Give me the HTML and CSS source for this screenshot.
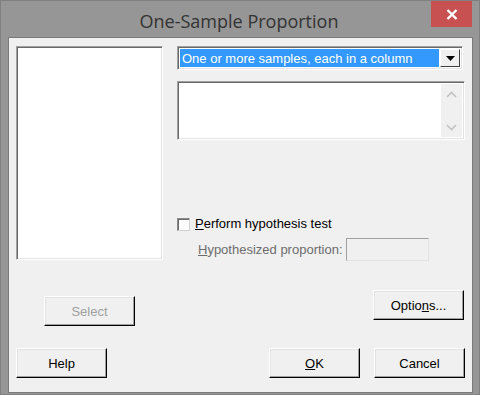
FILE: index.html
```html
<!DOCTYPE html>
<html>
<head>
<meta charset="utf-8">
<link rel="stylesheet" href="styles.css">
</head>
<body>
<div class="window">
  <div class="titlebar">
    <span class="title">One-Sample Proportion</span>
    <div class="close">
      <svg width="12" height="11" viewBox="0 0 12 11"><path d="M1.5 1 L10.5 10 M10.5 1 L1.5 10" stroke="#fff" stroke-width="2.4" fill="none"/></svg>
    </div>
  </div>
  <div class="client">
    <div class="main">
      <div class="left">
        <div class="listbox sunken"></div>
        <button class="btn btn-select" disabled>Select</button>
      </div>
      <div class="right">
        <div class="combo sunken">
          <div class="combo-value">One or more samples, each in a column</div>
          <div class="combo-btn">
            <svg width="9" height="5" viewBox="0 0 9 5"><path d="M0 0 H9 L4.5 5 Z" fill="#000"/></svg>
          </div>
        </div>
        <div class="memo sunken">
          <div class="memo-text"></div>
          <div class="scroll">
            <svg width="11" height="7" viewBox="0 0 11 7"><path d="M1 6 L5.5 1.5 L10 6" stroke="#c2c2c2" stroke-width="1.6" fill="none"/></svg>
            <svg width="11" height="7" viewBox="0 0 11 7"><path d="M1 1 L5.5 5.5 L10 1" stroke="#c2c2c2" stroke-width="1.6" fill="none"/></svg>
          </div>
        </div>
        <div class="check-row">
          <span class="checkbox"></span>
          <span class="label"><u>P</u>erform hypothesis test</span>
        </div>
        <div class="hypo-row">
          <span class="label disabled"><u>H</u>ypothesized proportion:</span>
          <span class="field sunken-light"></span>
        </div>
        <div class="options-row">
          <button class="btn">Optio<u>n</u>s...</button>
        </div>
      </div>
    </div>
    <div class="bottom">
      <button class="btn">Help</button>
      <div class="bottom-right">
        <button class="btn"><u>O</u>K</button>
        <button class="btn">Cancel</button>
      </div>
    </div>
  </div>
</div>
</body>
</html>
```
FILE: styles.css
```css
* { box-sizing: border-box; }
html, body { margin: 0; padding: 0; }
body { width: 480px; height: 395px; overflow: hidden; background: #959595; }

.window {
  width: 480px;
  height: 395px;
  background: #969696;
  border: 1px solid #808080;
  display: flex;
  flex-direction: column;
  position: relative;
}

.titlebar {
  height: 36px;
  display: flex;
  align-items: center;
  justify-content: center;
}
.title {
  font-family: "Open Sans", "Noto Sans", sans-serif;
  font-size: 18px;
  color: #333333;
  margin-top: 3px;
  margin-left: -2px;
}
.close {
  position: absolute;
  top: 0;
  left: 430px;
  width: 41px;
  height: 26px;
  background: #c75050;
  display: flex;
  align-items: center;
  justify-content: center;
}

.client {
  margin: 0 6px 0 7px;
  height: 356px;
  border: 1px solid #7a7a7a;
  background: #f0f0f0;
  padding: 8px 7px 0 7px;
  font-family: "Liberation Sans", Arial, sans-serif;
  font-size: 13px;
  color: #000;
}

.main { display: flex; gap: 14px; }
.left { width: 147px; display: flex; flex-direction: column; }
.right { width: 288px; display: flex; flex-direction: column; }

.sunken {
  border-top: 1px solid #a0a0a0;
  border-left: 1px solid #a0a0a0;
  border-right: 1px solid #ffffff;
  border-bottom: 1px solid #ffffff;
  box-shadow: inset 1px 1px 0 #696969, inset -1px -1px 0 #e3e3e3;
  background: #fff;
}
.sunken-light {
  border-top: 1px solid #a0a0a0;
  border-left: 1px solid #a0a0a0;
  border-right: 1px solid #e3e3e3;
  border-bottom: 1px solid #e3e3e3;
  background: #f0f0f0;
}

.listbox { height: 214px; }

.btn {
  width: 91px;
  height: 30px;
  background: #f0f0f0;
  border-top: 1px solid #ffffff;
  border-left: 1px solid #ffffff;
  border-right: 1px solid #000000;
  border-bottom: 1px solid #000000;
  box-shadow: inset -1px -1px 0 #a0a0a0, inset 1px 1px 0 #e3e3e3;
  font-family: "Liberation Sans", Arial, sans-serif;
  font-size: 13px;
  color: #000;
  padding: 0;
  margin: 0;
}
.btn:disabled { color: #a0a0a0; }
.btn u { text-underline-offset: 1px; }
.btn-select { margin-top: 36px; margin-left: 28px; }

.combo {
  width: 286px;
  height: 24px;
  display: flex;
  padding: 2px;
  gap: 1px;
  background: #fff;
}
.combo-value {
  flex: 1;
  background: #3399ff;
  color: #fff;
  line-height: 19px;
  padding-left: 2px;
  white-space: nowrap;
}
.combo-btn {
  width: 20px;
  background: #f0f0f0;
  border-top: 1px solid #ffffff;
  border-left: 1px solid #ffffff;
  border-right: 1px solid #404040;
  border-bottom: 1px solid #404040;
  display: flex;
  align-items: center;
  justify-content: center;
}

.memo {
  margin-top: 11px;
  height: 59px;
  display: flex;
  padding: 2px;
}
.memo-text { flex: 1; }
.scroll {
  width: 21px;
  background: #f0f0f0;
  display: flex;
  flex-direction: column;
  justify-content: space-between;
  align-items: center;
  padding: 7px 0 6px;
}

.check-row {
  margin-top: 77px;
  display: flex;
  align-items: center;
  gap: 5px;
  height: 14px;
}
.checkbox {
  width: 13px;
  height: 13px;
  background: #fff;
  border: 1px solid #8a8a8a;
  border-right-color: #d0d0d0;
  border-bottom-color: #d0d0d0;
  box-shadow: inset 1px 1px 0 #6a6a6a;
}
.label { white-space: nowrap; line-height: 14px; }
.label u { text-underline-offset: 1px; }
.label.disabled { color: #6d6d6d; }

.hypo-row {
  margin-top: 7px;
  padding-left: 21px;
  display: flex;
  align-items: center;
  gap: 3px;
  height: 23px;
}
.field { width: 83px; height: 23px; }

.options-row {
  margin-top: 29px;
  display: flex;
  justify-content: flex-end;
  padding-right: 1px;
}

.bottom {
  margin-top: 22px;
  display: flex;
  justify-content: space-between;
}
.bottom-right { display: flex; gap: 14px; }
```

■ ■ ■

All the material shown above is to be copied exactly, with no pictures carried over.

Answer below —
Give me the HTML and CSS source for this screenshot.
FILE: index.html
```html
<!DOCTYPE html>
<html>
<head>
<meta charset="utf-8">
<link rel="stylesheet" href="styles.css">
</head>
<body>
<div class="window">
  <div class="titlebar">
    <span class="title">One-Sample Proportion</span>
    <div class="close">
      <svg width="12" height="11" viewBox="0 0 12 11"><path d="M1.5 1 L10.5 10 M10.5 1 L1.5 10" stroke="#fff" stroke-width="2.4" fill="none"/></svg>
    </div>
  </div>
  <div class="client">
    <div class="main">
      <div class="left">
        <div class="listbox sunken"></div>
        <button class="btn btn-select" disabled>Select</button>
      </div>
      <div class="right">
        <div class="combo sunken">
          <div class="combo-value">One or more samples, each in a column</div>
          <div class="combo-btn">
            <svg width="9" height="5" viewBox="0 0 9 5"><path d="M0 0 H9 L4.5 5 Z" fill="#000"/></svg>
          </div>
        </div>
        <div class="memo sunken">
          <div class="memo-text"></div>
          <div class="scroll">
            <svg width="11" height="7" viewBox="0 0 11 7"><path d="M1 6 L5.5 1.5 L10 6" stroke="#c2c2c2" stroke-width="1.6" fill="none"/></svg>
            <svg width="11" height="7" viewBox="0 0 11 7"><path d="M1 1 L5.5 5.5 L10 1" stroke="#c2c2c2" stroke-width="1.6" fill="none"/></svg>
          </div>
        </div>
        <div class="check-row">
          <span class="checkbox"></span>
          <span class="label"><u>P</u>erform hypothesis test</span>
        </div>
        <div class="hypo-row">
          <span class="label disabled"><u>H</u>ypothesized proportion:</span>
          <span class="field sunken-light"></span>
        </div>
        <div class="options-row">
          <button class="btn">Optio<u>n</u>s...</button>
        </div>
      </div>
    </div>
    <div class="bottom">
      <button class="btn">Help</button>
      <div class="bottom-right">
        <button class="btn"><u>O</u>K</button>
        <button class="btn">Cancel</button>
      </div>
    </div>
  </div>
</div>
</body>
</html>
```
FILE: styles.css
```css
* { box-sizing: border-box; }
html, body { margin: 0; padding: 0; }
body { width: 480px; height: 395px; overflow: hidden; background: #959595; }

.window {
  width: 480px;
  height: 395px;
  background: #969696;
  border: 1px solid #808080;
  display: flex;
  flex-direction: column;
  position: relative;
}

.titlebar {
  height: 36px;
  display: flex;
  align-items: center;
  justify-content: center;
}
.title {
  font-family: "Open Sans", "Noto Sans", sans-serif;
  font-size: 18px;
  color: #333333;
  margin-top: 3px;
  margin-left: -2px;
}
.close {
  position: absolute;
  top: 0;
  left: 430px;
  width: 41px;
  height: 26px;
  background: #c75050;
  display: flex;
  align-items: center;
  justify-content: center;
}

.client {
  margin: 0 6px 0 7px;
  height: 356px;
  border: 1px solid #7a7a7a;
  background: #f0f0f0;
  padding: 8px 7px 0 7px;
  font-family: "Liberation Sans", Arial, sans-serif;
  font-size: 13px;
  color: #000;
}

.main { display: flex; gap: 14px; }
.left { width: 147px; display: flex; flex-direction: column; }
.right { width: 288px; display: flex; flex-direction: column; }

.sunken {
  border-top: 1px solid #a0a0a0;
  border-left: 1px solid #a0a0a0;
  border-right: 1px solid #ffffff;
  border-bottom: 1px solid #ffffff;
  box-shadow: inset 1px 1px 0 #696969, inset -1px -1px 0 #e3e3e3;
  background: #fff;
}
.sunken-light {
  border-top: 1px solid #a0a0a0;
  border-left: 1px solid #a0a0a0;
  border-right: 1px solid #e3e3e3;
  border-bottom: 1px solid #e3e3e3;
  background: #f0f0f0;
}

.listbox { height: 214px; }

.btn {
  width: 91px;
  height: 30px;
  background: #f0f0f0;
  border-top: 1px solid #ffffff;
  border-left: 1px solid #ffffff;
  border-right: 1px solid #000000;
  border-bottom: 1px solid #000000;
  box-shadow: inset -1px -1px 0 #a0a0a0, inset 1px 1px 0 #e3e3e3;
  font-family: "Liberation Sans", Arial, sans-serif;
  font-size: 13px;
  color: #000;
  padding: 0;
  margin: 0;
}
.btn:disabled { color: #a0a0a0; }
.btn u { text-underline-offset: 1px; }
.btn-select { margin-top: 36px; margin-left: 28px; }

.combo {
  width: 286px;
  height: 24px;
  display: flex;
  padding: 2px;
  gap: 1px;
  background: #fff;
}
.combo-value {
  flex: 1;
  background: #3399ff;
  color: #fff;
  line-height: 19px;
  padding-left: 2px;
  white-space: nowrap;
}
.combo-btn {
  width: 20px;
  background: #f0f0f0;
  border-top: 1px solid #ffffff;
  border-left: 1px solid #ffffff;
  border-right: 1px solid #404040;
  border-bottom: 1px solid #404040;
  display: flex;
  align-items: center;
  justify-content: center;
}

.memo {
  margin-top: 11px;
  height: 59px;
  display: flex;
  padding: 2px;
}
.memo-text { flex: 1; }
.scroll {
  width: 21px;
  background: #f0f0f0;
  display: flex;
  flex-direction: column;
  justify-content: space-between;
  align-items: center;
  padding: 7px 0 6px;
}

.check-row {
  margin-top: 77px;
  display: flex;
  align-items: center;
  gap: 5px;
  height: 14px;
}
.checkbox {
  width: 13px;
  height: 13px;
  background: #fff;
  border: 1px solid #8a8a8a;
  border-right-color: #d0d0d0;
  border-bottom-color: #d0d0d0;
  box-shadow: inset 1px 1px 0 #6a6a6a;
}
.label { white-space: nowrap; line-height: 14px; }
.label u { text-underline-offset: 1px; }
.label.disabled { color: #6d6d6d; }

.hypo-row {
  margin-top: 7px;
  padding-left: 21px;
  display: flex;
  align-items: center;
  gap: 3px;
  height: 23px;
}
.field { width: 83px; height: 23px; }

.options-row {
  margin-top: 29px;
  display: flex;
  justify-content: flex-end;
  padding-right: 1px;
}

.bottom {
  margin-top: 22px;
  display: flex;
  justify-content: space-between;
}
.bottom-right { display: flex; gap: 14px; }
```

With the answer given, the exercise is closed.